We did, however, detect a significant improvement in operative parameters with increased surgeon experience. Total cardiopulmonary bypass, aortic cross-clamp, and deep hypothermic circulatory arrest times steadily shortened from T1 to T3, and these differences were statistically significant (Table 2). Total cardiopulmonary bypass time decreased from a mean of 198 min to 159 min (p < 0.001) from T1 to T3, and total deep hypothermic circulatory arrest time decreased from a mean of 44 min to 31 min (p < 0.001). In order to further illustrate a learning curve of PTE, Fig. 1 depicts a CUSUM plot of deep hypothermic circulatory arrest times over 134 cases as compared to the mean value. Interestingly, two inflection points are seen in this curve at 22 and 95 cases. The first inflection point at 22 cases suggests a threshold of transitioning from novice to intermediate with PTE, as arrest times begin to trend downward thereafter. After the second inflection point at 95 cases, arrest times plummet even more steeply, indicating a threshold of attaining advanced expertise in clearing obstructed pulmonary arteries.

All complex procedures are associated with a learning curve for surgeons, and PTE is among one of the more technically demanding operations in cardiothoracic surgery. It is undoubtedly a challenging procedure to learn, and our experience demonstrates that favorable outcomes can be achieved in the setting of a dedicated multi-disciplinary team of pulmonologists, surgeons, and intensivists working in concert to select appropriate patients, improve operative efficiency, and provide meticulous postoperative care. Accurate diagnosis of CTEPH and recognition of patients with disease amenable to surgical intervention are the first steps, and having the benefit of an expert pulmonologist in CTEPH as part of our team has greatly facilitated evaluation and subsequent referral of excellent surgical candidates. The other key components included the involvement of two senior-level cardiothoracic surgeons on each case, and 24-h coverage of our cardiothoracic surgery ICU by a certified intensivist. Even early in our program’s existence, we were able to obtain adequate clearance of obstructed pulmonary arteries with significant postoperative hemodynamic improvements, despite much longer operative and circulatory arrest times. However, overall morbidity and mortality were not adversely affected during the initial phases of building our program, as there were no early deaths in our first 44 cases.

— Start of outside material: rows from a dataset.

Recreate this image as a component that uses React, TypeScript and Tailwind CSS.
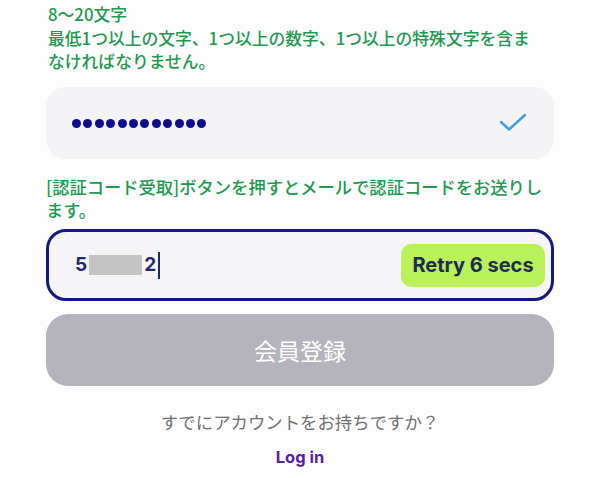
import { useState } from "react";

const jp = "font-['Noto_Sans_CJK_JP','Noto_Sans',sans-serif]";

function Dots({ count }: { count: number }) {
  return (
    <div className="flex items-center gap-[2.4px]">
      {Array.from({ length: count }).map((_, i) => (
        <span key={i} className="block w-[9px] h-[9px] rounded-full bg-[#0b0d8a]" />
      ))}
    </div>
  );
}

export default function App() {
  const [secs] = useState(6);

  return (
    <div className={`min-h-[478px] w-[600px] bg-[#fdfdfd] px-[46px] pt-[3px] ${jp}`}>
      {/* password rules */}
      <p className="pl-[2px] pr-[20px] text-[16.8px] font-medium leading-[23.5px] text-[#219a50]">
        8〜20文字
        <br />
        最低1つ以上の文字、1つ以上の数字、1つ以上の特殊文字を含まなければなりません。
      </p>

      {/* password field */}
      <div className="mt-[13.5px] flex h-[72px] items-center justify-between rounded-[20px] bg-[#f4f4f6] pl-[26px] pr-[27px]">
        <Dots count={12} />
        <svg width="28" height="20" viewBox="0 0 28 20" fill="none">
          <polyline
            points="2,9 10,16.5 26,2"
            stroke="#3d9fe3"
            strokeWidth="2.4"
            strokeLinecap="round"
            strokeLinejoin="round"
          />
        </svg>
      </div>

      <p className="mt-[15.5px] pr-[4px] text-[17.3px] font-medium leading-[23px] text-[#219a50]">
        [認証コード受取]ボタンを押すとメールで認証コードをお送りします。
      </p>

      {/* verification code */}
      <div className="mt-[8.5px] flex h-[72px] items-center justify-between rounded-[20px] border-[3px] border-[#14197f] bg-[#f5f5f7] pl-[26px] pr-[6px]">
        <div className="flex items-center font-['Inter',sans-serif] text-[19px] font-bold text-[#1f2a6e]">
          <span>5</span>
          <span className="mx-[2px] block h-[20px] w-[53px] bg-[#c4c4c4]" />
          <span>2</span>
          <span className="ml-[2px] block h-[27px] w-[1.5px] bg-[#1f2a6e]" />
        </div>
        <button className="flex h-[43px] w-[144px] items-center justify-center rounded-[10px] bg-[#b9f15a] font-['Inter',sans-serif] text-[20px] font-bold text-[#1c2b52]">
          Retry {secs} secs
        </button>
      </div>

      <button className="mt-[13px] flex h-[72px] w-full items-center justify-center rounded-[22px] bg-[#b5b3bc] text-[23px] text-white">
        会員登録
      </button>

      <p className="mt-[24px] text-center text-[17.4px] leading-[24px] text-[#707070]">
        すでにアカウントをお持ちですか？
      </p>
      <p className="mt-[11px] text-center font-['Inter',sans-serif] text-[16.5px] font-bold leading-[24px] text-[#5a1bae]">
        Log in
      </p>
    </div>
  );
}
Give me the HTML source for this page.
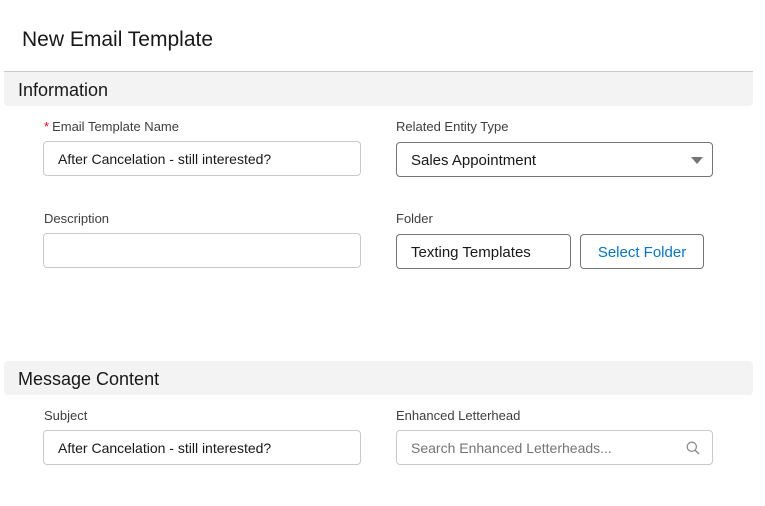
<!DOCTYPE html>
<html><head><meta charset="utf-8"><style>
*{box-sizing:border-box;margin:0;padding:0}
body{width:765px;height:506px;background:#fff;font-family:"Liberation Sans",sans-serif;color:#181818;position:relative;overflow:hidden}
.a{position:absolute}
.title{left:22px;top:28px;font-size:21px;color:#181818}
.rule{left:4px;top:71px;width:749px;height:1px;background:#c9c9c9}
.sec{left:4px;width:749px;height:34px;background:#f3f3f3;border-radius:0 0 4px 4px;font-size:18px;padding:8px 0 0 14px;color:#181818}
.lbl{font-size:13px;color:#3e3e3e}
.in{border:1px solid #c9c9c9;border-radius:4px;height:35px;font-size:14px;padding:9px 0 0 14px;background:#fff}
.dk{border-color:#747474}
.req{color:#ea001e;margin-right:3px}
</style></head><body>
<div class="a title">New Email Template</div>
<div class="a rule"></div>
<div class="a sec" style="top:72px">Information</div>
<div class="a lbl" style="left:44px;top:119px"><span class="req">*</span>Email Template Name</div>
<div class="a in" style="left:43px;top:141px;width:318px">After Cancelation - still interested?</div>
<div class="a lbl" style="left:396px;top:119px">Related Entity Type</div>
<div class="a in dk" style="left:396px;top:142px;width:317px;font-size:15px">Sales Appointment
<div class="a" style="right:9px;top:14px;width:0;height:0;border-left:6px solid transparent;border-right:6px solid transparent;border-top:7px solid #747474"></div></div>
<div class="a lbl" style="left:44px;top:211px">Description</div>
<div class="a in" style="left:43px;top:233px;width:318px"></div>
<div class="a lbl" style="left:396px;top:211px">Folder</div>
<div class="a in dk" style="left:396px;top:234px;width:175px;font-size:15px">Texting Templates</div>
<div class="a in dk" style="left:580px;top:234px;width:124px;font-size:15px;color:#0176d3;padding:9px 0 0 0;text-align:center">Select Folder</div>
<div class="a sec" style="top:361px;border-radius:4px">Message Content</div>
<div class="a lbl" style="left:44px;top:408px">Subject</div>
<div class="a in" style="left:43px;top:430px;width:318px">After Cancelation - still interested?</div>
<div class="a lbl" style="left:396px;top:408px">Enhanced Letterhead</div>
<div class="a in" style="left:396px;top:430px;width:317px;color:#747474">Search Enhanced Letterheads...
<svg class="a" style="right:12px;top:10px" width="14" height="14" viewBox="0 0 14 14"><circle cx="5.8" cy="5.8" r="4.6" fill="none" stroke="#8c8c8c" stroke-width="1.3"/><path d="M9.2 9.2L13 13" stroke="#8c8c8c" stroke-width="1.4"/></svg></div>
</body></html>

As we would expect, our learning curve suggests that operative efficiency is greatly enhanced with increasing case numbers. According to Fig. 1, approximately 20 cases are needed for a surgeon to become proficient at reliably recognizing and dissecting the thromboendarterectomy plane during circulatory arrest, while nearly 100 cases are needed to demonstrate mastery. To our knowledge, no other high volume center has described a learning curve for this procedure. The main limitation of our study is the fact that we have described the learning curve of a single team of providers at a single institution based on a retrospective analysis. We believe that the fundamental tenets that allowed us to successfully build our program, however, can be generalized and may prove useful to other programs early on in their trajectory. Surgical treatment of patients with CTEPH remains largely focused at regional centers of excellence at this time. As of 2013, only approximately 30 centers worldwide offered PTE surgery, and over half of cases were performed at the highest volume program at UCSD [14]. As CTEPH appears to be gaining prevalence in the U.S. and the limits of surgically curable disease are expanding [15‐17], the need for more widespread access to PTE surgery is surely to arise in the future.

In summary, our experience offers other centers which aspire to build a multi-disciplinary program to treat CTEPH a road-map on how to achieve this goal. We conclude that adopting a team-based approach with an emphasis on proper patient selection and adequate surgical clearance of obstructed pulmonary arteries can lead to favorable outcomes from the outset. Operative expediency is largely a function of case volume, and may be less critical with respect to influencing surgical and hemodynamic outcomes.